To identify what's changing, you can use the watch command to monitor a directory in real-time:

watch -n 5 "du -sh /path/to/directory"

Or use inotifywait to see which files are being modified:

inotifywait -rm /path/to/directory
How can I calculate the size of a directory including its subdirectories but excluding certain subdirectories?

You can use the --exclude option with patterns to skip specific subdirectories:

du -sh --exclude="node_modules" --exclude=".git" /path/to/project

For more control, you can use find with prune:

du -sh $(find /path/to/directory -type d \( -name "node_modules" -o -name ".git" \) -prune -o -print)

Or use a more readable approach with find and xargs:

find /path/to/directory -type d \( -name "node_modules" -o -name ".git" \) -prune -o -type f -print | xargs du -ch | grep total

For complex exclusions, ncdu provides the most flexible interface:

ncdu --exclude "node_modules" --exclude ".git" /path/to/directory

Then you can navigate and exclude additional directories interactively.

What's the best way to visualize disk usage on Linux?

Several excellent tools can help visualize disk usage:

  • ncdu: A text-based, interactive disk usage analyzer with a clean interface. Install with sudo apt install ncdu (Debian/Ubuntu) or sudo yum install ncdu (RHEL/CentOS).
  • baobab: A graphical disk usage analyzer for GNOME. Install with sudo apt install baobab.
  • QDirStat: A Qt-based graphical directory statistics tool. Install from your distribution's repositories.
  • dust: A more visual version of du written in Rust. Install with cargo install du-dust.
  • tldr: Not a visualization tool, but provides simplified man pages that can help you learn disk usage commands.

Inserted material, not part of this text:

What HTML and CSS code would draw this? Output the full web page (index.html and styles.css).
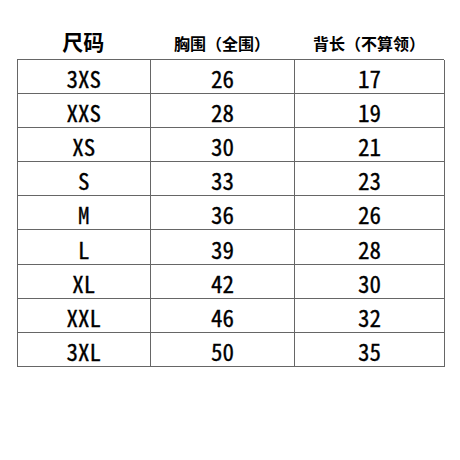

For our calculator's visualization, we use Chart.js to provide a simple bar chart showing the size distribution. For more advanced visualizations, ncdu is particularly recommended as it provides:

  • Interactive navigation through directories
  • Sortable columns
  • Color-coded size representations
  • Keyboard shortcuts for efficient navigation
  • Export capabilities

To use ncdu:

ncdu /path/to/directory

Then use arrow keys to navigate, ? for help, and q to quit.